Compilation album by Jeff Wayne
- Released: 16 October 1981
- Recorded: May 1976–July 1977
- Length: 47:42
- Label: Columbia Records
- Producer: Jeff Wayne

Jeff Wayne chronology
| Jeff Wayne's Musical Version of The War of the Worlds (1978) | Highlights from Jeff Wayne's Musical Version of The War of the Worlds (1981) | Jeff Wayne's Musical Version of Spartacus (1992) |

Alternative Cover
- 2007 Album Cover

= Highlights from Jeff Wayne's Musical Version of The War of the Worlds =

Highlights from Jeff Wayne's Musical Version of The War of the Worlds is a 1981 compilation album by Jeff Wayne, highlights of the 1978 concept album, retelling the story of the 1898 novel The War of the Worlds by H. G. Wells. It was released by Columbia Records.

==About the album==
In order to cater to casual consumers who liked the music of Jeff Wayne's Musical Version of The War of the Worlds but did not want to sit through all the dialogue, Columbia Records issued a single-disc abridged version. It focused on the album's songs, but did not shy away from the longer musical passages. The album scrambles the original track list, reducing the plot's coherence.

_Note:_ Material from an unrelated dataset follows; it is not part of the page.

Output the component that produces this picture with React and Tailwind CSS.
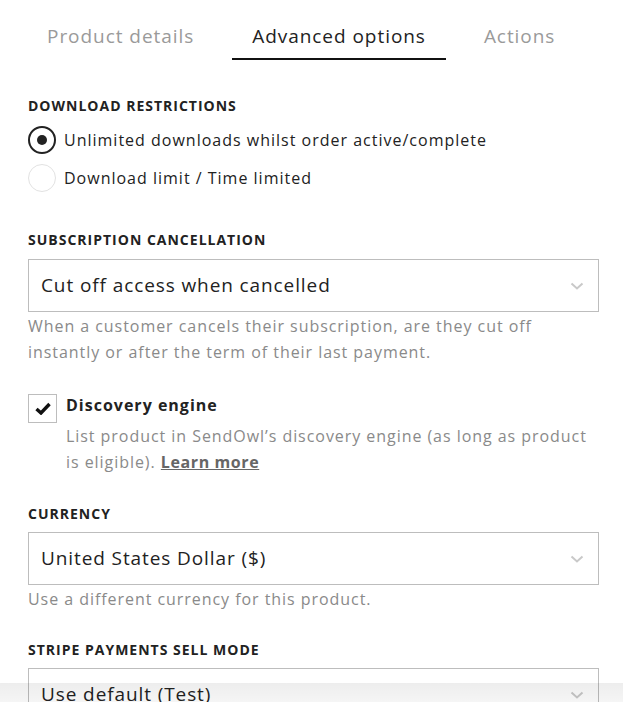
import React from 'react';

const font = { fontFamily: '"Open Sans", "Liberation Sans", sans-serif' };

const Chevron = () => (
  <svg width="14" height="8" viewBox="0 0 14 8" fill="none" aria-hidden="true">
    <path d="M1.5 1.5 L7 6.5 L12.5 1.5" stroke="#c9c9c9" strokeWidth="2" />
  </svg>
);

const Heading = ({ children, className = '' }) => (
  <h3 className={`text-[14px] leading-4 font-bold uppercase text-[#222] tracking-[1px] ${className}`}>
    {children}
  </h3>
);

const Select = ({ value, className = '' }) => (
  <div className={`flex items-center justify-between h-[53px] border border-[#bdbdbd] pl-[12px] pr-[14px] ${className}`}>
    <span className="text-[19px] text-[#222] tracking-[0.9px]">{value}</span>
    <Chevron />
  </div>
);

const Radio = ({ checked, label, className = '' }) => (
  <label className={`flex items-center gap-[8px] h-[28px] ${className}`}>
    {checked ? (
      <span className="w-[28px] h-[28px] rounded-full border-2 border-[#222] flex items-center justify-center">
        <span className="w-[10px] h-[10px] rounded-full bg-[#222]" />
      </span>
    ) : (
      <span className="w-[28px] h-[28px] rounded-full border border-[#e2e2e2]" />
    )}
    <span className="text-[16px] text-[#222] tracking-[1px]">{label}</span>
  </label>
);

export default function App() {
  const tabs = ['Product details', 'Advanced options', 'Actions'];

  return (
    <div className="relative w-[623px] h-[702px] overflow-hidden bg-white" style={font}>
      {/* Tabs */}
      <nav className="flex pl-[27px] gap-[18px]">
        {tabs.map((t) => (
          <div
            key={t}
            className={`px-[20px] pt-[24px] pb-[10px] text-[19px] leading-6 tracking-[0.95px] border-b-2 ${
              t === 'Advanced options' ? 'text-[#222] border-[#111]' : 'text-[#9a9a9a] border-transparent'
            }`}
          >
            {t}
          </div>
        ))}
      </nav>

      <div className="px-[28px] pr-[24px]">
        <Heading className="mt-[38px]">Download restrictions</Heading>
        <Radio checked label="Unlimited downloads whilst order active/complete" className="mt-[12px]" />
        <Radio label="Download limit / Time limited" className="mt-[10px]" />

        <Heading className="mt-[40px]">Subscription cancellation</Heading>
        <Select value="Cut off access when cancelled" className="mt-[11px]" />
        <p className="mt-[1px] text-[16px] leading-[26px] text-[#8a8a8a] tracking-[0.95px]">
          When a customer cancels their subscription, are they cut off
          <br />
          instantly or after the term of their last payment.
        </p>

        <div className="flex gap-[9px] mt-[29px]">
          <span className="w-[29px] h-[29px] shrink-0 border border-[#bdbdbd] flex items-center justify-center">
            <svg width="16" height="13" viewBox="0 0 16 13" aria-hidden="true">
              <path d="M1.5 7 L6 11 L14.5 2" stroke="#111" strokeWidth="3.4" fill="none" />
            </svg>
          </span>
          <div className="-mt-[1px]">
            <div className="text-[16px] leading-6 font-bold text-[#222] tracking-[1px]">Discovery engine</div>
            <p className="mt-[6px] text-[16px] leading-[26px] text-[#8a8a8a] tracking-[0.95px] whitespace-nowrap">
              List product in SendOwl’s discovery engine (as long as product
              <br />
              is eligible).{' '}
              <a className="font-bold text-[#666] underline tracking-[0.6px]">Learn more</a>
            </p>
          </div>
        </div>

        <Heading className="mt-[31px]">Currency</Heading>
        <Select value="United States Dollar ($)" className="mt-[10px]" />
        <p className="mt-[1px] text-[16px] leading-[26px] text-[#8a8a8a] tracking-[0.95px]">
          Use a different currency for this product.
        </p>

        <Heading className="mt-[30px]">Stripe payments sell mode</Heading>
        <Select value="Use default (Test)" className="mt-[10px]" />
      </div>

      {/* footer shadow */}
      <div className="absolute left-0 right-0 bottom-0 h-[19px] bg-gradient-to-b from-black/[0.07] to-black/[0.04]" />
    </div>
  );
}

When the record was re-issued in October 2000, two bonus tracks were added: the 1989 Ben Liebrand remix of the single version of "The Eve of the War" and the 1996 remix of "Forever Autumn".

The record was re-issued on 4 June 2007 with a revised cover, new stereo mixes of the original nine tracks and the bonus track "The Spirit Of Man (2007 Mix)".

==Track listing==
All tracks written by Jeff Wayne except as noted.

===Original compilation===
1. "The Eve of the War" – 5:13
2. "Horsell Common and the Heat Ray" – 4:45
3. "Forever Autumn" (Wayne, Vigrass, Osborne) – 4:31
4. "The Fighting Machine" – 4:25
5. "Thunderchild" (Wayne, Osborne) – 5:09
6. "The Red Weed" – 6:06
7. "The Spirit of Man" (Wayne, Osborne) – 6:44
8. "Dead London" – 5:25
9. "Brave New World" (Wayne, Osborne) – 5:23

===2000 re-issue bonus tracks===
- The Eve of the War (single version, 1989 remix)
- Forever Autumn (1996 remix)

===2007 re-issue bonus track===
- The Spirit Of Man (2007 Mix)

==People involved==
- Jeff Wayne – keyboards

===Additional musicians===
- Richard Burton – spoken words
- David Essex – spoken words and vocals ("Brave New World")
- Phil Lynott – spoken words and vocals ("The Spirit of Man")
- Julie Covington – spoken words and vocals ("The Spirit of Man")
- Justin Hayward – vocals ("Forever Autumn", "The Eve of the War")
- Chris Thompson – vocals ("Thunder Child")
- Ken Freeman – keyboards
- Chris Spedding – guitar
- Jo Partridge – guitar
- George Fenton – santur, zither, tar
- Herbie Flowers – bass guitar
- Barry Morgan – drums
- Barry da Souza, Roy Jones, Ray Cooper – percussion
- Paul Vigrass, Gary Osborne, Billy Lawrie – backing vocals

==Charts==

| Chart (1981) | Peak position |
|---|---|
| Australian Albums (Kent Music Report) | 72 |

| Chart (1996) | Peak position |
|---|---|
| Scottish Albums (OCC) | 99 |
| UK Albums (OCC) | 64 |

| Chart (2007) | Peak position |
|---|---|
| UK Albums (OCC) | 86 |

==Certifications==

| Region | Certification | Certified units/sales |
| United Kingdom (BPI) 2007 release | Gold | 100,000^{^} |
^{^} Shipments figures based on certification alone.